§ WORK REQUIRED: Scan the data beneath this task and copy each line that includes "screenshot".

§ RECORDS TO PROCESS:
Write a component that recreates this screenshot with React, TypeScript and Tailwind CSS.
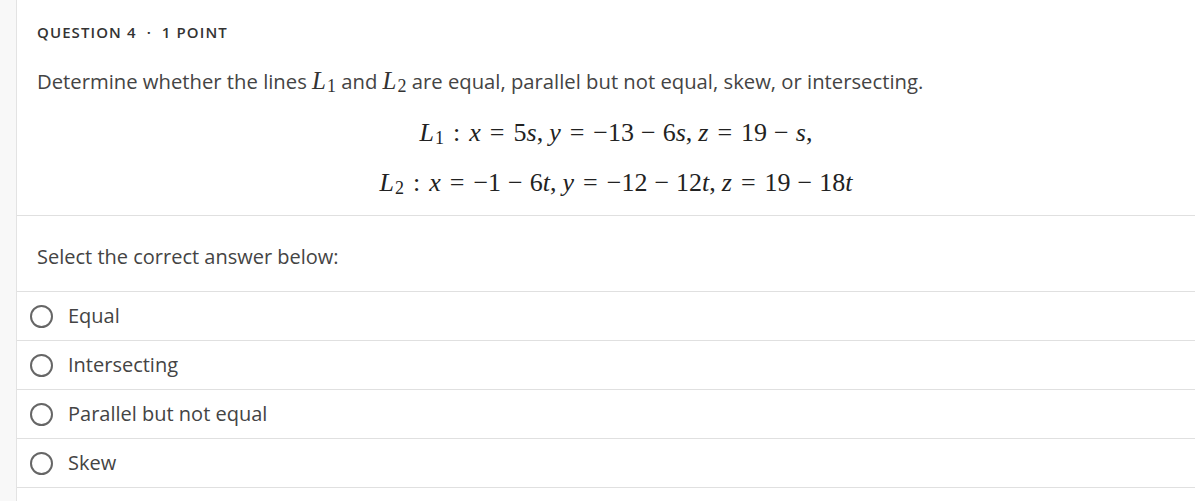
const sans = { fontFamily: '"Open Sans", "Noto Sans", sans-serif' };

function V({ children }: { children: React.ReactNode }) {
  return <i className="italic">{children}</i>;
}

function Sub({ children }: { children: React.ReactNode }) {
  return <sub className="text-[18px] not-italic relative -bottom-[3px] ml-[1px]">{children}</sub>;
}

// relation (=, :) spacing
function Rel({ children }: { children: React.ReactNode }) {
  return <span className="mx-[9px]">{children}</span>;
}

// binary operator spacing
function Bin({ children }: { children: React.ReactNode }) {
  return <span className="mx-[7px]">{children}</span>;
}

function Comma() {
  return <span className="mr-[6px]">,</span>;
}

const options = ["Equal", "Intersecting", "Parallel but not equal", "Skew"];

export default function App() {
  return (
    <div className="flex min-h-screen w-full bg-white text-[#333]" style={sans}>
      <div className="w-[17px] shrink-0 bg-[#f8f8f8] border-r border-[#e3e3e3]" />
      <div className="flex-1">
        <section className="h-[216px] border-b border-[#e0e0e0] pl-5 pt-[22px]">
          <div className="text-[15px] leading-5 font-semibold tracking-[1.1px] text-[#333]">
            QUESTION 4 <span className="mx-[5px]">·</span> 1 POINT
          </div>
          <p className="mt-[25px] text-[20.25px] leading-[28px] text-[#444]">
            Determine whether the lines{" "}
            <span className="font-['Liberation_Serif',serif] text-[25px] text-[#333]">
              <V>L</V>
              <Sub>1</Sub>
            </span>{" "}
            and{" "}
            <span className="font-['Liberation_Serif',serif] text-[25px] text-[#333]">
              <V>L</V>
              <Sub>2</Sub>
            </span>{" "}
            are equal, parallel but not equal, skew, or intersecting.
          </p>
          <div className="font-['Liberation_Serif',serif] text-[26px] text-[#222] text-center mt-[13px] leading-[50px]">
            <div>
              <V>L</V>
              <Sub>1</Sub>
              <Rel>:</Rel>
              <V>x</V>
              <Rel>=</Rel>5<V>s</V>
              <Comma />
              <V>y</V>
              <Rel>=</Rel>−13<Bin>−</Bin>6<V>s</V>
              <Comma />
              <V>z</V>
              <Rel>=</Rel>19<Bin>−</Bin>
              <V>s</V>,
            </div>
            <div>
              <V>L</V>
              <Sub>2</Sub>
              <Rel>:</Rel>
              <V>x</V>
              <Rel>=</Rel>−1<Bin>−</Bin>6<V>t</V>
              <Comma />
              <V>y</V>
              <Rel>=</Rel>−12<Bin>−</Bin>12<V>t</V>
              <Comma />
              <V>z</V>
              <Rel>=</Rel>19<Bin>−</Bin>18<V>t</V>
            </div>
          </div>
        </section>
        <section className="h-[76px] border-b border-[#e0e0e0] pl-5 flex items-center">
          <p className="text-[20px] leading-[28px] text-[#444] pt-[6px]">Select the correct answer below:</p>
        </section>
        {options.map((o) => (
          <label
            key={o}
            className="h-[49px] border-b border-[#e0e0e0] flex items-center pl-[13px] gap-[15px] cursor-pointer"
          >
            <span className="w-[23px] h-[23px] rounded-full border-2 border-[#666] bg-white shrink-0" />
            <span className="text-[20px] leading-[28px] text-[#444]">{o}</span>
          </label>
        ))}
      </div>
    </div>
  );
}
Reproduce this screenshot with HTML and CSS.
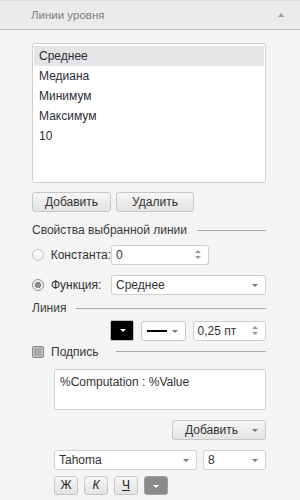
FILE: index.html
```html
<!DOCTYPE html>
<html lang="ru">
<head>
    <meta charset="UTF-8">
    <title>Линии уровня</title>
    <link rel="stylesheet" href="styles.css">
</head>
<body>
    <div class="header">
        <span>Линии уровня</span>
        <span class="collapse"></span>
    </div>

    <div class="panel">
        <div class="list">
            <div class="item selected">Среднее</div>
            <div class="item">Медиана</div>
            <div class="item">Минимум</div>
            <div class="item">Максимум</div>
            <div class="item">10</div>
        </div>

        <div class="btn-row">
            <button class="btn btn-add">Добавить</button>
            <button class="btn btn-del">Удалить</button>
        </div>

        <div class="section">
            <span>Свойства выбранной линии</span>
            <span class="rule"></span>
        </div>

        <div class="field">
            <label class="radio-label"><span class="radio"></span>Константа:</label>
            <div class="spin spin-const">
                <span>0</span>
                <span class="arrows"><i class="up"></i><i class="down"></i></span>
            </div>
        </div>

        <div class="field field-func">
            <label class="radio-label"><span class="radio checked"></span>Функция:</label>
            <div class="select select-func">
                <span>Среднее</span>
                <i class="caret"></i>
            </div>
        </div>

        <div class="section section-line">
            <span>Линия</span>
            <span class="rule"></span>
        </div>

        <div class="line-tools">
            <div class="color-btn"><i class="caret white"></i></div>
            <div class="style-btn"><span class="stroke"></span><i class="caret"></i></div>
            <div class="spin spin-width">
                <span>0,25 пт</span>
                <span class="arrows"><i class="up"></i><i class="down"></i></span>
            </div>
        </div>

        <div class="section section-caption">
            <label class="check-label"><span class="checkbox"></span>Подпись</label>
            <span class="rule"></span>
        </div>

        <div class="caption-box">%Computation : %Value</div>

        <div class="add-row">
            <div class="btn btn-drop">
                <span>Добавить</span>
                <i class="caret"></i>
            </div>
        </div>

        <div class="font-row">
            <div class="select select-font"><span>Tahoma</span><i class="caret"></i></div>
            <div class="select select-size"><span>8</span><i class="caret"></i></div>
        </div>

        <div class="format-row">
            <div class="fmt">Ж</div>
            <div class="fmt italic">К</div>
            <div class="fmt underline">Ч</div>
            <div class="fmt fmt-color"><i class="caret white"></i></div>
        </div>
    </div>
</body>
</html>
```

FILE: styles.css
```css
body {
    margin: 0;
    background-color: #f4f4f4;
    font-family: "Liberation Sans", Arial, sans-serif;
    font-size: 11px;
    color: #333;
}
.header {
    height: 28px;
    display: flex;
    align-items: center;
    justify-content: space-between;
    padding: 0 16px 0 31px;
    background-color: #ebebeb;
    border-top: 1px solid #dcdcdc;
    border-bottom: 1px solid #c4c4c4;
    color: #808080;
    font-size: 11.5px;
}
.collapse {
    width: 0;
    height: 0;
    border-left: 3px solid transparent;
    border-right: 3px solid transparent;
    border-bottom: 4px solid #9a9a9a;
}
.panel {
    padding: 13px 34px 0 32px;
}
.list {
    height: 134px;
    padding: 2px 1px;
    background-color: #fff;
    border: 1px solid #cfcfcf;
    border-radius: 3px;
}
.item {
    height: 20px;
    line-height: 20px;
    padding-left: 5px;
    font-size: 12px;
    color: #2b2b3a;
}
.item.selected {
    background-color: #e5e5e5;
}
.btn-row {
    display: flex;
    gap: 5px;
    margin-top: 9px;
}
.btn {
    height: 20px;
    padding: 0;
    border: 1px solid #c6c6c6;
    border-radius: 3px;
    background: linear-gradient(#f6f6f6, #e3e3e3);
    font-family: inherit;
    font-size: 12px;
    color: #333;
}
.btn-add {
    width: 79px;
}
.btn-del {
    width: 78px;
}
.section {
    display: flex;
    align-items: center;
    height: 16px;
    margin-top: 10px;
    font-size: 12px;
    color: #3a3a3a;
}
.rule {
    flex: 1;
    margin-left: 10px;
    border-top: 1px solid #a8a8a8;
}
.field {
    display: flex;
    align-items: center;
    margin-top: 7px;
}
.field-func {
    margin-top: 10px;
}
.radio-label, .check-label {
    display: flex;
    align-items: center;
    width: 79px;
    font-size: 12px;
    color: #333;
}
.radio {
    width: 10px;
    height: 10px;
    margin-right: 7px;
    border: 1px solid #c8c8c8;
    border-radius: 50%;
    background: linear-gradient(#fff, #ececec);
    box-sizing: content-box;
}
.radio.checked {
    border-color: #8f8f8f;
    background: radial-gradient(circle, #8c8c8c 0, #8c8c8c 3px, #f0f0f0 3.5px);
}
.spin, .select {
    position: relative;
    display: flex;
    align-items: center;
    height: 18px;
    padding-left: 4px;
    background-color: #fff;
    border: 1px solid #cfcfcf;
    border-radius: 3px;
    font-size: 12px;
    color: #333;
}
.spin-const {
    width: 92px;
}
.select-func {
    width: 149px;
}
.arrows {
    position: absolute;
    right: 7px;
    top: 4px;
    display: flex;
    flex-direction: column;
    gap: 3px;
}
.arrows .up, .arrows .down {
    display: block;
    width: 0;
    height: 0;
    border-left: 3px solid transparent;
    border-right: 3px solid transparent;
}
.arrows .up {
    border-bottom: 3px solid #999;
}
.arrows .down {
    border-top: 3px solid #999;
}
.caret {
    position: absolute;
    right: 7px;
    top: 8px;
    width: 0;
    height: 0;
    border-left: 3px solid transparent;
    border-right: 3px solid transparent;
    border-top: 3px solid #777;
}
.caret.white {
    border-top-color: #fff;
}
.section-line {
    margin-top: 5px;
}
.line-tools {
    display: flex;
    align-items: center;
    gap: 7px;
    margin-top: 4px;
    padding-left: 78px;
}
.color-btn {
    position: relative;
    width: 22px;
    height: 19px;
    background-color: #000;
    border: 1px solid #bdbdbd;
    border-radius: 2px;
}
.style-btn {
    position: relative;
    width: 43px;
    height: 18px;
    background-color: #fff;
    border: 1px solid #c6c6c6;
    border-radius: 3px;
}
.stroke {
    position: absolute;
    left: 5px;
    top: 8px;
    width: 20px;
    border-top: 2px solid #000;
}
.spin-width {
    width: 68px;
}
.section-caption {
    margin-top: 4px;
    height: 13px;
}
.checkbox {
    width: 10px;
    height: 10px;
    margin-right: 7px;
    border: 1px solid #858585;
    border-radius: 2px;
    background-color: #a9a9a9;
    box-shadow: inset 0 0 0 1px #c7c7c7;
}
.check-label {
    width: auto;
}
.section-caption .rule {
    margin-left: 17px;
}
.caption-box {
    height: 30px;
    margin: 11px 0 0 22px;
    padding: 5px 5px 4px;
    background-color: #fff;
    border: 1px solid #cfcfcf;
    border-radius: 3px;
    font-size: 12px;
    color: #333;
}
.add-row {
    display: flex;
    justify-content: flex-end;
    margin-top: 10px;
}
.btn-drop {
    position: relative;
    display: flex;
    align-items: center;
    width: 80px;
    height: 18px;
    padding-left: 12px;
}
.font-row {
    display: flex;
    gap: 6px;
    margin: 10px 0 0 22px;
}
.select-font {
    width: 137px;
}
.select-size {
    flex: 1;
}
.format-row {
    display: flex;
    gap: 6px;
    margin: 6px 0 0 22px;
}
.fmt {
    position: relative;
    width: 22px;
    height: 17px;
    line-height: 17px;
    text-align: center;
    border: 1px solid #c6c6c6;
    border-radius: 3px;
    background: linear-gradient(#f6f6f6, #e3e3e3);
    font-size: 12px;
    color: #222;
}
.fmt.italic {
    font-style: italic;
}
.fmt.underline {
    text-decoration: underline;
}
.fmt-color {
    background: #8a8a8a;
    border-color: #a0a0a0;
}
.fmt-color .caret {
    right: 8px;
}
```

§ THE OUTPUT:
Write a component that recreates this screenshot with React, TypeScript and Tailwind CSS.
Reproduce this screenshot with HTML and CSS.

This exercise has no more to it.